The House I Loved
Tatiana de Rosnay's new novel deals with love of home and family.
Tatiana de Rosnay is best known for her novel Sarah's Key and the movie made from it, both of which delve into the Vel' d'Hiv Roundup in which French authorities deported non-French Jewish émigrés and their French-born families to Auschwitz. The House I Loved explores another period of French history, one that is perhaps less tragic, but still heartbreaking on a personal level.
In the 1860s, Napoléon III and his prefect, Baron Haussmann, embarked on a plan to modernize Paris, including creating wide grand boulevards. Unfortunately, creating a modern 19th century Paris involved changing much of what the city had developed into since the medieval period. Small, winding streets had to go, and in order to change the street plans and rework the entire city, many Parisians were paid to leave their homes and move to a different part of the city.

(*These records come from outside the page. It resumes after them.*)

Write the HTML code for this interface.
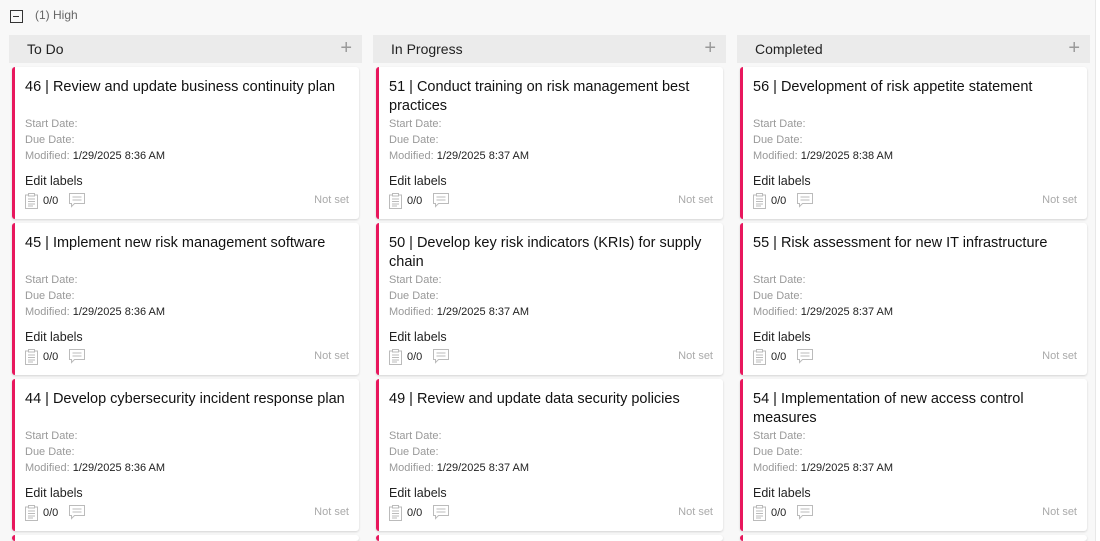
<!DOCTYPE html>
<html style="overflow:hidden;height:541px"><head><style>
*{box-sizing:border-box;margin:0;padding:0}
body{width:1100px;height:541px;overflow:hidden;background:#fff;font-family:"Liberation Sans",sans-serif;position:relative}
.panel{position:absolute;left:0;top:0;width:1096px;height:541px;background:#f8f8f8;border-right:1px solid #e8e8e8}
.grp{position:absolute;left:10px;top:8px;font-size:12px;color:#666}
.grp .box{position:absolute;left:0;top:2px;width:13px;height:13px;border:1.5px solid #333}
.grp .box:after{content:"";position:absolute;left:2px;top:4.5px;width:6px;height:1.5px;background:#333}
.grp span{position:absolute;left:25px;top:0;white-space:nowrap}
.hdr{position:absolute;top:35px;height:28px;width:353px;background:#ebebeb;font-size:14px;color:#222;padding:6px 0 0 18px}
.hdr .plus{position:absolute;right:10px;top:3px;font-size:20px;color:#999;line-height:20px}
.card{position:absolute;width:347px;height:152px;background:#fff;border-left:3px solid #e8175d;border-radius:3px;box-shadow:0 1px 2px rgba(0,0,0,.15);overflow:hidden}
.t{position:absolute;left:10px;top:11px;width:325px;font-size:14.5px;line-height:19px;color:#111}
.f{position:absolute;left:10px;font-size:11px;color:#999}
.f b{font-weight:normal;color:#222}
.el{position:absolute;left:10px;top:107px;font-size:12.5px;color:#222}
.ic{position:absolute;left:10px;top:126px;height:16px;font-size:11px;color:#222}
.ns{position:absolute;right:10px;top:127px;font-size:11px;color:#aaa}
</style></head><body>
<div class="panel"></div>
<div class="grp"><div class="box"></div><span>(1) High</span></div>
<div class="hdr" style="left:9px">To Do<span class="plus">+</span></div>
<div class="hdr" style="left:373px">In Progress<span class="plus">+</span></div>
<div class="hdr" style="left:737px">Completed<span class="plus">+</span></div>
<div id="c"></div>
<script>
var cols=[[12,[["46 | Review and update business continuity plan","8:36"],["45 | Implement new risk management software","8:36"],["44 | Develop cybersecurity incident response plan","8:36"]]],
[376,[["51 | Conduct training on risk management best practices","8:37"],["50 | Develop key risk indicators (KRIs) for supply chain","8:37"],["49 | Review and update data security policies","8:37"]]],
[740,[["56 | Development of risk appetite statement","8:38"],["55 | Risk assessment for new IT infrastructure","8:37"],["54 | Implementation of new access control measures","8:37"]]]];
var ico='<svg width="13" height="16" viewBox="0 0 13 16" style="position:absolute;left:0;top:0" fill="none" stroke="#bbb" stroke-width="1"><rect x="0.5" y="2" width="12" height="13.5"/><rect x="3.5" y="0.5" width="6" height="2.5" fill="#fff"/><path d="M3 6h7M3 8.5h7M3 11h7M3 13h5"/></svg><span style="position:absolute;left:18px;top:2px">0/0</span><svg width="16" height="15" viewBox="0 0 16 15" style="position:absolute;left:44px;top:0" fill="none" stroke="#bbb" stroke-width="1"><path d="M0.5 0.5h15v10h-10l-3 3v-3h-2z"/><path d="M3.5 4h9M3.5 7h9"/></svg>';
var h='';
cols.forEach(function(c){c[1].forEach(function(d,i){
h+='<div class="card" style="left:'+c[0]+'px;top:'+(67+i*156)+'px"><div class="t">'+d[0]+'</div><div class="f" style="top:51px">Start Date:</div><div class="f" style="top:67px">Due Date:</div><div class="f" style="top:83px">Modified: <b>1/29/2025 '+d[1]+' AM</b></div><div class="el">Edit labels</div><div class="ic">'+ico+'</div><div class="ns">Not set</div></div>';});
h+='<div class="card" style="left:'+c[0]+'px;top:535px;height:6px"></div>';});
document.getElementById('c').innerHTML=h;
</script>
</body></html>
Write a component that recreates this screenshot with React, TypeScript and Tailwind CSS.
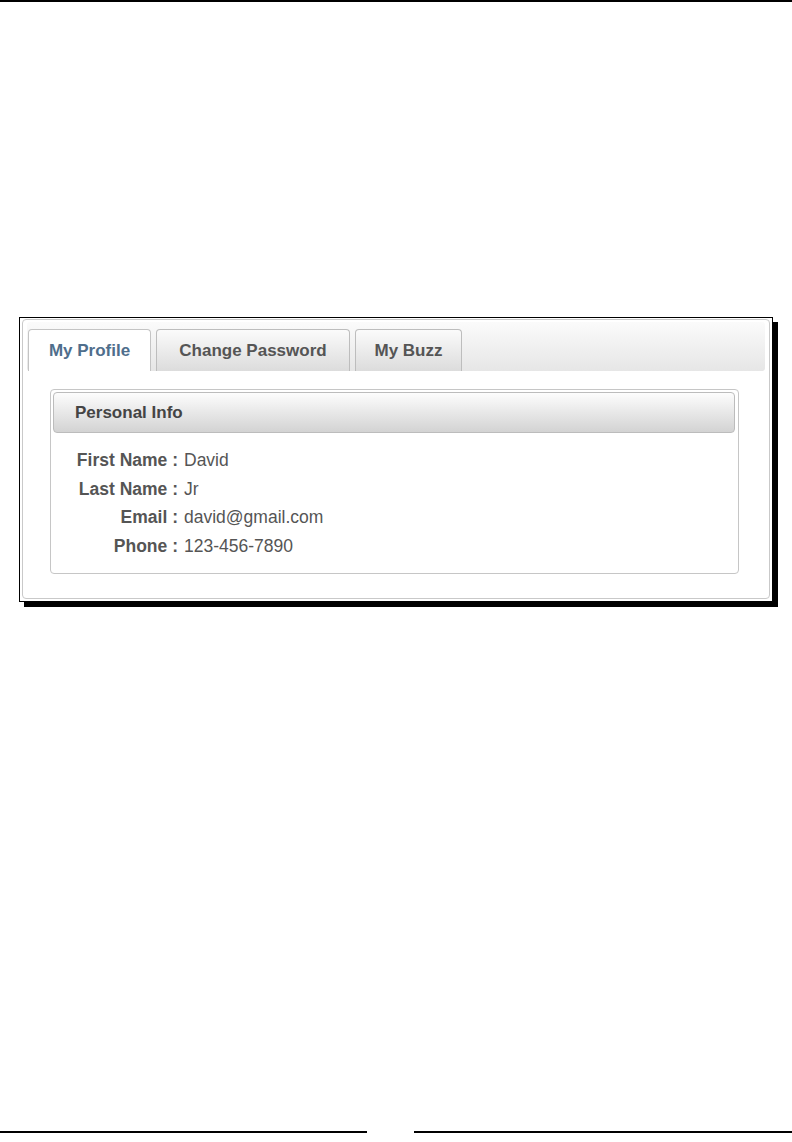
import React from "react"

// ============================================================
// Profile tabs — screenshot embedded in a book-style page
// ============================================================

const FONT = { fontFamily: '"Liberation Sans", Arial, sans-serif' }

const tabs = [
  { label: "My Profile", active: true, width: "w-[123px]" },
  { label: "Change Password", active: false, width: "w-[194px]" },
  { label: "My Buzz", active: false, width: "w-[107px]" },
]

const rows = [
  { label: "First Name", value: "David" },
  { label: "Last Name", value: "Jr" },
  { label: "Email", value: "david@gmail.com" },
  { label: "Phone", value: "123-456-7890" },
]

function Tab({ label, active, width }: { label: string; active: boolean; width: string }) {
  return (
    <div
      className={`${width} h-[42px] flex items-center justify-center rounded-t-[4px] border border-b-0 text-[17px] font-bold ${
        active
          ? "bg-white border-[#c4c4c4] text-[#4f6e8c]"
          : "bg-gradient-to-b from-[#fbfbfb] to-[#dcdcdc] border-[#bdbdbd] text-[#555]"
      }`}
    >
      {label}
    </div>
  )
}

export default function App() {
  return (
    <div className="w-[792px] h-[1142px] bg-white flex flex-col" style={FONT}>
      {/* 页眉线 */}
      <div className="h-[2px] bg-black" />

      {/* 截图框 */}
      <div className="mt-[315px] ml-[19px] w-[754px] h-[285px] border border-black bg-white shadow-[5px_5px_0_#000] p-[2px] pt-[1px]">
        <div className="h-full rounded-[4px] border border-[#c9c9c9] bg-white px-[4px] pt-[2px]">
          {/* 标签栏 */}
          <div className="h-[49px] rounded-[3px] bg-gradient-to-b from-[#fbfbfb] to-[#e6e6e6] flex items-end gap-[5px] pl-[1px]">
            {tabs.map((t) => (
              <Tab key={t.label} {...t} />
            ))}
          </div>

          {/* 内容区 */}
          <div className="mt-[18px] ml-[23px] w-[689px] h-[185px] rounded-[4px] border border-[#c6c6c6] p-[2px] pr-[3px]">
            <div className="h-[41px] rounded-[4px] border border-[#bcbcbc] bg-gradient-to-b from-[#fdfdfd] to-[#d3d3d3] flex items-center pl-[21px] text-[17px] font-bold text-[#444]">
              Personal Info
            </div>
            <div className="pt-[13px] grid grid-cols-[125px_1fr] gap-x-[6px] text-[17.5px] leading-[28.5px] text-[#555]">
              {rows.map((r) => (
                <React.Fragment key={r.label}>
                  <div className="text-right font-bold text-[17.5px]">{r.label} :</div>
                  <div>{r.value}</div>
                </React.Fragment>
              ))}
            </div>
          </div>
        </div>
      </div>

      <div className="flex-1" />

      {/* 页脚线 */}
      <div className="flex justify-between mb-[9px]">
        <div className="w-[367px] h-[2px] bg-black" />
        <div className="w-[378px] h-[2px] bg-black" />
      </div>
    </div>
  )
}
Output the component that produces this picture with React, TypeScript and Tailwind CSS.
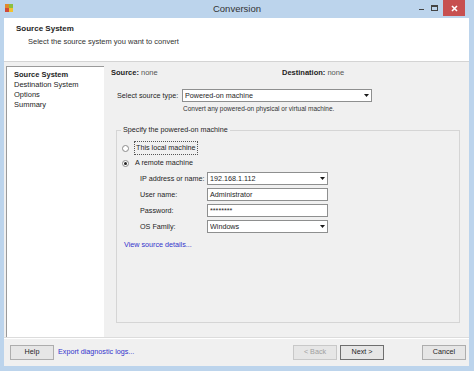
import React from "react";

const Arrow = () => (
  <span className="flex h-full w-[10px] items-center justify-center">
    <svg width="5" height="3" viewBox="0 0 5 3">
      <path d="M0 0h5L2.5 3z" fill="#1a1a1a" />
    </svg>
  </span>
);

const Combo = ({ value, className }: { value: string; className: string }) => (
  <div
    className={`flex h-[13px] items-center border border-[#8e8f8f] bg-white pl-[2px] ${className}`}
  >
    <span className="flex-1 truncate">{value}</span>
    <Arrow />
  </div>
);

const Field = ({ value }: { value: string }) => (
  <div className="flex h-[13px] w-[121px] items-center border border-[#8e8f8f] bg-white pl-[2px]">
    {value}
  </div>
);

const Radio = ({ checked }: { checked?: boolean }) => (
  <span className="flex h-[7px] w-[7px] items-center justify-center rounded-full border border-[#8a8a8a] bg-white">
    {checked && <span className="h-[3px] w-[3px] rounded-full bg-[#222]" />}
  </span>
);

const Button = ({
  label,
  className,
}: {
  label: string;
  className: string;
}) => (
  <div
    className={`flex h-[15px] w-[44px] items-center justify-center border bg-[#e6e6e6] ${className}`}
  >
    {label}
  </div>
);

const FormRow = ({
  label,
  children,
}: {
  label: string;
  children: React.ReactNode;
}) => (
  <div className="mt-[3px] flex h-[13px] items-center">
    <span className="ml-[23px] w-[67px] whitespace-nowrap">{label}</span>
    {children}
  </div>
);

export default function App() {
  return (
    <div
      className="flex h-[371px] w-[474px] flex-col whitespace-nowrap bg-[#bcd4ec] text-[7.2px] leading-[10px] text-[#1e1e1e]"
      style={{ fontFamily: '"Liberation Sans", Arial, sans-serif' }}
    >
      <div className="relative flex h-[18px] items-center justify-center">
        <div className="absolute left-[5px] top-[4px] grid h-[8px] w-[8px] grid-cols-2">
          <span className="bg-[#e08a2c]" />
          <span className="bg-[#8cbf3f]" />
          <span className="bg-[#d04a3a]" />
          <span className="bg-[#f2c230]" />
        </div>
        <span className="text-[9.5px] text-[#333]">Conversion</span>
        <div className="absolute right-[9px] top-0 flex h-[16px] items-center">
          <span className="mr-[7px] mt-[2px] h-[1px] w-[5px] bg-[#444]" />
          <span className="mr-[5px] h-[6px] w-[7px] border border-t-2 border-[#444]" />
          <div className="flex h-[16px] w-[22px] items-center justify-center bg-[#c75050]">
            <svg width="7" height="7" viewBox="0 0 7 7">
              <path d="M1 1l5 5M6 1l-5 5" stroke="#fff" strokeWidth="1.6" />
            </svg>
          </div>
        </div>
      </div>

      <div className="mb-[5px] ml-[4px] mr-[5px] flex flex-1 flex-col bg-[#f0f0f0]">
        <div className="h-[44px] border-b border-[#d4d4d4] bg-white pl-[12px] pt-[6px]">
          <div className="text-[8px] font-bold">Source System</div>
          <div className="mt-[3px] pl-[12px] text-[7.5px] text-[#333]">
            Select the source system you want to convert
          </div>
        </div>

        <div className="flex flex-1">
          <div className="ml-[2px] mt-[4px] w-[98px] border-l border-t border-[#9a9a9a] bg-white pl-[7px] pt-[3px] text-[7.5px]">
            <div className="font-bold">Source System</div>
            <div>Destination System</div>
            <div>Options</div>
            <div>Summary</div>
          </div>

          <div className="flex flex-1 flex-col pr-[9px]">
            <div className="ml-[7px] mt-[6px] flex text-[7.5px]">
              <span className="w-[171px]">
                <b>Source:</b> <span className="text-[#555]">none</span>
              </span>
              <span>
                <b>Destination:</b> <span className="text-[#555]">none</span>
              </span>
            </div>

            <div className="ml-[13px] mt-[11px] flex items-center">
              <span className="w-[65px]">Select source type:</span>
              <Combo value="Powered-on machine" className="w-[190px]" />
            </div>
            <div className="ml-[79px] mt-[2px] text-[6.5px] leading-[9px] text-[#333]">
              Convert any powered-on physical or virtual machine.
            </div>

            <fieldset className="ml-[12px] mt-[12px] h-[198px] border border-[#d5d5d5]">
              <legend className="ml-[4px] px-[2px]">Specify the powered-on machine</legend>
              <div className="mt-[6px] flex items-center">
                <span className="ml-[5px]">
                  <Radio />
                </span>
                <span className="ml-[5px] border border-dotted border-[#555] px-[1px] py-[1px]">
                  This local machine
                </span>
              </div>
              <div className="mt-[3px] flex items-center">
                <span className="ml-[5px]">
                  <Radio checked />
                </span>
                <span className="ml-[6px]">A remote machine</span>
              </div>
              <div className="h-[1px]" />
              <FormRow label="IP address or name:">
                <Combo value="192.168.1.112" className="w-[121px]" />
              </FormRow>
              <FormRow label="User name:">
                <Field value="Administrator" />
              </FormRow>
              <FormRow label="Password:">
                <Field value="********" />
              </FormRow>
              <FormRow label="OS Family:">
                <Combo value="Windows" className="w-[121px]" />
              </FormRow>
              <div className="ml-[7px] mt-[7px] text-[#3333cc]">View source details...</div>
            </fieldset>
          </div>
        </div>

        <div className="flex h-[29px] items-center border-t border-[#dcdcdc] shadow-[inset_0_1px_0_#fff]">
          <Button label="Help" className="ml-[6px] border-[#adadad]" />
          <span className="ml-[4px] text-[#3333cc]">Export diagnostic logs...</span>
          <div className="flex-1" />
          <Button label="< Back" className="border-[#c8c8c8] text-[#a0a0a0]" />
          <Button label="Next >" className="ml-[3px] border-[#6e6e6e]" />
          <Button label="Cancel" className="ml-[38px] mr-[3px] border-[#adadad]" />
        </div>
      </div>
    </div>
  );
}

In The House I Loved, Tatiana de Rosnay imagines a 60 year old woman named Rose Bazelet who is determined not to give up her beloved house so easily. Rose had a less-than-ideal childhood, but she found bliss in marrying her husband Armand and moving with him to his family's house on the rue Childebert. Although there were personal tragedies in their lives, the house on rue Childebert had provided Rose with a true family, and no amount of money could compensate for losing those memories.
Rose's story is told primarily through a letter or journal entry which she writes to her deceased husband as she awaits the final destruction of their much-loved house. She alternates between explaining to him the current situation and reminiscing about their life, both the happy and sad times. Occasionally her narrative is interrupted by letters past and present to Rose from the people in her life.
The House I Loved is not a novel with much action, but it is a fascinating view into the life of a 19th century Parisian woman, as well as a period of French history that is not much-discussed. Certainly the re-creation of the city of Paris is not as dramatic on a wide scale as the roundup of the Vel' d'Hiv, but the place one lives can be incredibly important. For so many Parisians to be forced from their homes, often ones that had been in their families for decades or more, is a tragedy on an individual scale, repeated throughout the city. This story is intriguing both for Rose's love of her house and for the love she discovered in her husband's family home.